Secondly, help them to open a bank account and deposit 30% of their income as savings (every month), which should be channeled towards the most secure investment in the market. 

Secure investments do not yield much returns, but they are ideal for kids. You don’t want to confuse them by telling them someday that their investment has sunk. Choose security now; they will engage in risky investments when they reach their teens and early adulthood.

Thirdly, let them slash a further 10% of their salary and stash it in a piggy bank as an emergency fund (A friend might request their company to a picnic in the course of the month. They will need money for snacks). 

Finally, help them allocate the remaining 50% to whatever items they need to buy. With time they will master financial discipline and you might start seeing them spending less than 50% of their income.

In that case, whatever remains should go into the piggy bank and the total (balance of emergency funds and 50%) deposited into a junior bank account at the end of the month, as they receive their next salary.

Wrapping up

Taking time to instill these important personal finance principles in young children has timeless benefits. The most obvious one is that they will  grow into wealthy adults, who value work and integrity. 

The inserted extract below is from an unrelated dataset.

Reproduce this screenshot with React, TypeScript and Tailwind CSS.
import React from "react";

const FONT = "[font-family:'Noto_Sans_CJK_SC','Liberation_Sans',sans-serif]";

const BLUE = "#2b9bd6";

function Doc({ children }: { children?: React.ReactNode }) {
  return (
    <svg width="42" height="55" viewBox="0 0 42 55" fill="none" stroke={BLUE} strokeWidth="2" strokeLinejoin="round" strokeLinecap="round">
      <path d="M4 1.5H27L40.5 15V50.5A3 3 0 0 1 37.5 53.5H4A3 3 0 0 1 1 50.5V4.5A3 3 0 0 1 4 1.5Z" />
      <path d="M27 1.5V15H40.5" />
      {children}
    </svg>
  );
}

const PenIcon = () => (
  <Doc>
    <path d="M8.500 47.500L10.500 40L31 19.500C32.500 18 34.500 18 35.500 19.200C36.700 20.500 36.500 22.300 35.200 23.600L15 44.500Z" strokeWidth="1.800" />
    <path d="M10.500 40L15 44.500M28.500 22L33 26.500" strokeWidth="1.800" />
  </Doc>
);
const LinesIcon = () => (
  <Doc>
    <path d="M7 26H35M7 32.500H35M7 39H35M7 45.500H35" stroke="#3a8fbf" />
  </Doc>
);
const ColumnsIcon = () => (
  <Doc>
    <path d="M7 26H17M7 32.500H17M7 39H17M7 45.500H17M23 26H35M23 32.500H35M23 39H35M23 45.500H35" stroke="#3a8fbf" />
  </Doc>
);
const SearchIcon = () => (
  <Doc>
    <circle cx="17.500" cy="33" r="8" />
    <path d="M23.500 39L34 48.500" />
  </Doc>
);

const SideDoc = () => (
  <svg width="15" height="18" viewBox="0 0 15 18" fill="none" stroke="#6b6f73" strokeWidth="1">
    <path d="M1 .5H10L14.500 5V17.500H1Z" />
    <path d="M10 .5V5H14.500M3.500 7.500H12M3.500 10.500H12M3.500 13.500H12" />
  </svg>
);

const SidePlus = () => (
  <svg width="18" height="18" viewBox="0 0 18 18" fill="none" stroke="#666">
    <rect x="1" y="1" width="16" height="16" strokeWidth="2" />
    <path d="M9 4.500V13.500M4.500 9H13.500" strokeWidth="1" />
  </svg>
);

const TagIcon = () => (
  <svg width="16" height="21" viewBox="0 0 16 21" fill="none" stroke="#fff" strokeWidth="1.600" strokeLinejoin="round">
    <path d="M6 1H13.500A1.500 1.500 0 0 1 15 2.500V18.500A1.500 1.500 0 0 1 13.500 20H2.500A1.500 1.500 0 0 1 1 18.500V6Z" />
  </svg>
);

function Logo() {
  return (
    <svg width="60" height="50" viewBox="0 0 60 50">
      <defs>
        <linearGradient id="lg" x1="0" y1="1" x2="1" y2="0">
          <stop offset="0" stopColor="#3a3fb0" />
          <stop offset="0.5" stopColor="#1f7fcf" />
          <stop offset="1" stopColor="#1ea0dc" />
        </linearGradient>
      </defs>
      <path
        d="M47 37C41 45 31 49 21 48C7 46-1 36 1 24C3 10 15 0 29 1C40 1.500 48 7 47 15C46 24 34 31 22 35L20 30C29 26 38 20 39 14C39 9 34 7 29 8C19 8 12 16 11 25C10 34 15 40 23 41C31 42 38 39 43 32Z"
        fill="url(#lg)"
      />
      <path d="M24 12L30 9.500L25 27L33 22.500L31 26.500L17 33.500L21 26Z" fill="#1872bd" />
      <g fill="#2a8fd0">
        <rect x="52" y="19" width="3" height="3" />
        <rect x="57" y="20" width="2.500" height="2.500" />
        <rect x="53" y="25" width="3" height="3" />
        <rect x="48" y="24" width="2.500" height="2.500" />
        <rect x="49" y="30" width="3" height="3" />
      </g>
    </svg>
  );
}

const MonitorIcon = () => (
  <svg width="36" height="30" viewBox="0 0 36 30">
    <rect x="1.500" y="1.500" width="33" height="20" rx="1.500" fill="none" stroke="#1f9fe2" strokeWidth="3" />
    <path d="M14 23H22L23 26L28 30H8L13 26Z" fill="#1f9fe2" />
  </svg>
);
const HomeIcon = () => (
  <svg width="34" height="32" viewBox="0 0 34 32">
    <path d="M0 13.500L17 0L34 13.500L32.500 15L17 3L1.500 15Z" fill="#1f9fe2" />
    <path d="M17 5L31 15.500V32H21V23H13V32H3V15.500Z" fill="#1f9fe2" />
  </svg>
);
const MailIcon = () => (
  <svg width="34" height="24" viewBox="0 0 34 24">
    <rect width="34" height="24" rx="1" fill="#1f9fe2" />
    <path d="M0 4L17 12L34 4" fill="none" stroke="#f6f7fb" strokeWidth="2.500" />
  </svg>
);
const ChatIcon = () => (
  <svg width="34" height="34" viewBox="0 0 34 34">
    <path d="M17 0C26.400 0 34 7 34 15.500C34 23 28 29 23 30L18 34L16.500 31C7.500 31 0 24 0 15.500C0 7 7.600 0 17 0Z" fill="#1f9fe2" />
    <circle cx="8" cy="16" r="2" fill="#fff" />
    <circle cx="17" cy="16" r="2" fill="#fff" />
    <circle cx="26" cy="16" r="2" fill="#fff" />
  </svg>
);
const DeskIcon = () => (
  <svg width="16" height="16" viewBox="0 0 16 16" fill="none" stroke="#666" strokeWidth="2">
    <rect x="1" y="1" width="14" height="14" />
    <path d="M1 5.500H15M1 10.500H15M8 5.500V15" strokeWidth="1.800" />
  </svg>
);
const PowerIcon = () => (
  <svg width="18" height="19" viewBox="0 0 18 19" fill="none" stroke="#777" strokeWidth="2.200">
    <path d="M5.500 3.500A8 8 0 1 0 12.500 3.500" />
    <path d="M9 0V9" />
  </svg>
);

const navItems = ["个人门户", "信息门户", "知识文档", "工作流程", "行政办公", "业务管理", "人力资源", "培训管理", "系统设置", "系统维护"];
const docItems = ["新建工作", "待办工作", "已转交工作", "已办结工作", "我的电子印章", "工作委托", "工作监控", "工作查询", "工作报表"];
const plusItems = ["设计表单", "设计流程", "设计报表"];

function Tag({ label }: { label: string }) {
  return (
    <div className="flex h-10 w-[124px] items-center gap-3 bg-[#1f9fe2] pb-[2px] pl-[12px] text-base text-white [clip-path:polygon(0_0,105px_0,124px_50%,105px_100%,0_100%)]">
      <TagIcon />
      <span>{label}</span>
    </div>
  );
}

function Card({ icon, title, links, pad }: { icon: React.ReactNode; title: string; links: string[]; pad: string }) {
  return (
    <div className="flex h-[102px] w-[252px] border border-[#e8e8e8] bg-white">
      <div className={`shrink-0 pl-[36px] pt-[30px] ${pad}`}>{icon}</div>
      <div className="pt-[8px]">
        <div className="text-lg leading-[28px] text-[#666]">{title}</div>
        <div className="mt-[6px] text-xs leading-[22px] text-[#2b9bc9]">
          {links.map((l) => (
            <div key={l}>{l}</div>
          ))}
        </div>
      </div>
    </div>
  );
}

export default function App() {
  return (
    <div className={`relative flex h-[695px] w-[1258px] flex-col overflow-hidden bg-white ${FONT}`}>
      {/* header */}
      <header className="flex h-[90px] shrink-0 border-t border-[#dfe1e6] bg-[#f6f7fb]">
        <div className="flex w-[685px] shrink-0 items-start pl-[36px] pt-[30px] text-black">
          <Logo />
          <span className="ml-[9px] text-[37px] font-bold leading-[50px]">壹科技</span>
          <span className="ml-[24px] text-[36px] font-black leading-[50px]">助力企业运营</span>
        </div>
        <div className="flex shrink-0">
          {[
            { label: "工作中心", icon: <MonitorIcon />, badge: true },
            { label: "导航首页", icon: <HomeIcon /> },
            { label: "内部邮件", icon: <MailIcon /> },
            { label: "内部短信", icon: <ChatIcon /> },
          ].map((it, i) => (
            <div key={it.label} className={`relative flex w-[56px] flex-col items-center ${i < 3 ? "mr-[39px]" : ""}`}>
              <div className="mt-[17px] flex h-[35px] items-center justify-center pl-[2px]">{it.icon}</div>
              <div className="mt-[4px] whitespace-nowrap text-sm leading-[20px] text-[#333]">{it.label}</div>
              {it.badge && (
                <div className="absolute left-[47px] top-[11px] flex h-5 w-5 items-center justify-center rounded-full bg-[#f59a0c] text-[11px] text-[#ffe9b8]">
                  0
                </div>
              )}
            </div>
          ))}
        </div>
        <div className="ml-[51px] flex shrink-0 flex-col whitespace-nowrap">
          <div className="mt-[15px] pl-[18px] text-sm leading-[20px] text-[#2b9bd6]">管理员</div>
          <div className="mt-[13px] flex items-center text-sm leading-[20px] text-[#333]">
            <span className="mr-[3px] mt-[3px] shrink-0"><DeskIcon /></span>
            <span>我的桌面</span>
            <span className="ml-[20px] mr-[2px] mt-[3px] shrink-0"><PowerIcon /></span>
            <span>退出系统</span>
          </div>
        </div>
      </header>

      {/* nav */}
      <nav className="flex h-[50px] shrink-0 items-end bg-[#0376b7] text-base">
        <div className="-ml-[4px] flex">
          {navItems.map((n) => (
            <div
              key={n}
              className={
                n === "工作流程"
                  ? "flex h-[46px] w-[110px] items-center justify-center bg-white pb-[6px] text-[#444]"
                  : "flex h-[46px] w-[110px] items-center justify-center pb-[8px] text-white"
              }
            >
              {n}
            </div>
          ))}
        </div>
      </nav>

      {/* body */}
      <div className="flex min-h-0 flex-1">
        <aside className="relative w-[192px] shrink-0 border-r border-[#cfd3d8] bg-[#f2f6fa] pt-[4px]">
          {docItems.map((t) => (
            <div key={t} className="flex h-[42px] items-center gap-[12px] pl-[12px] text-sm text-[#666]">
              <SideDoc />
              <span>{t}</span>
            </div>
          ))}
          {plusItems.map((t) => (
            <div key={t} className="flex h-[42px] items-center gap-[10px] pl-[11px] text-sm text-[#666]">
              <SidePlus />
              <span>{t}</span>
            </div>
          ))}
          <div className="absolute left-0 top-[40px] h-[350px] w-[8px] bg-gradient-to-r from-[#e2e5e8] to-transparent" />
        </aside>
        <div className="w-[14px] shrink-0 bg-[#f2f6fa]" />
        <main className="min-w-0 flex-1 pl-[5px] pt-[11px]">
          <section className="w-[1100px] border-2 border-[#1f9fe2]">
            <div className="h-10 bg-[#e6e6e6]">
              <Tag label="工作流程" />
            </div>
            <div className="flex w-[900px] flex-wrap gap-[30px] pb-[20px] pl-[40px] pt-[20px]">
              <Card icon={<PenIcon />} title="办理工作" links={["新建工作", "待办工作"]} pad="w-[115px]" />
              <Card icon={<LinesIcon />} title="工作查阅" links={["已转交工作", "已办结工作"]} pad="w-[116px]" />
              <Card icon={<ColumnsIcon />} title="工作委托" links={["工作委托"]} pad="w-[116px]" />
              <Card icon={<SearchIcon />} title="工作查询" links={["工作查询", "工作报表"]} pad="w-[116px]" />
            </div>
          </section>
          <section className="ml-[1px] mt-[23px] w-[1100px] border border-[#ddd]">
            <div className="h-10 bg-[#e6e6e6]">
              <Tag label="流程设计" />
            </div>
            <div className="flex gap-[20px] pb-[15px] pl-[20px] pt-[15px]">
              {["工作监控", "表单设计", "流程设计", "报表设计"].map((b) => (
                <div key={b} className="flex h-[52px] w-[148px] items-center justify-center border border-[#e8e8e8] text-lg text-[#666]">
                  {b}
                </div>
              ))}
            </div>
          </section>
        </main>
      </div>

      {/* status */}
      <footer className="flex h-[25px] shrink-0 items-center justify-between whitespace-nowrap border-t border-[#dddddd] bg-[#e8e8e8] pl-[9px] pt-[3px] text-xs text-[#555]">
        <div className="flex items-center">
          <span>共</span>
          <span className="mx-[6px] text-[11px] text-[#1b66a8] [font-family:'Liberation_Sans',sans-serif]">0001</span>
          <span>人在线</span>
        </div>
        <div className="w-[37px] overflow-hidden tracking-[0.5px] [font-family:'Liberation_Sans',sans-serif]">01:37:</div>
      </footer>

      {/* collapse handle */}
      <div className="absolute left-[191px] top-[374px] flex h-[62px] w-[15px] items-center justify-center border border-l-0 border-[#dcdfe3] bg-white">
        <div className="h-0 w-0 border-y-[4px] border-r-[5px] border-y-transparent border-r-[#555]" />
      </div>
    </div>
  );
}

They won’t need to loot the treasury to gain riches. Because they will have gotten used to the feeling of fulfillment that comes with honest gains.

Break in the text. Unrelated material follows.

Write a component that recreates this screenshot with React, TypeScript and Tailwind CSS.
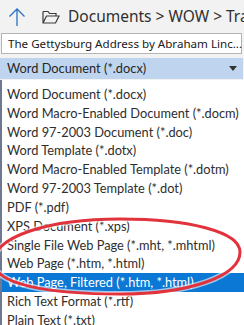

Remember, any parent can do this. The salary doesn’t have to be much. Whatever you can afford to motivate your kids and teach them sound financial principles, start with that. 

Think ahead with me…... What beats having a house full of hard-working, motivated and financially literate tweens and teens? 

Start right now by putting your 5 year old on a payroll. And then introduce these money principles as their age allows.

That way you will gift the economy personal finance literate workers, who will not only be able to manage with any amount of salary, but will be able to build wealth their modest earnings notwithstanding. I.e. if they will ever NEED to look up to employers for their sustenance.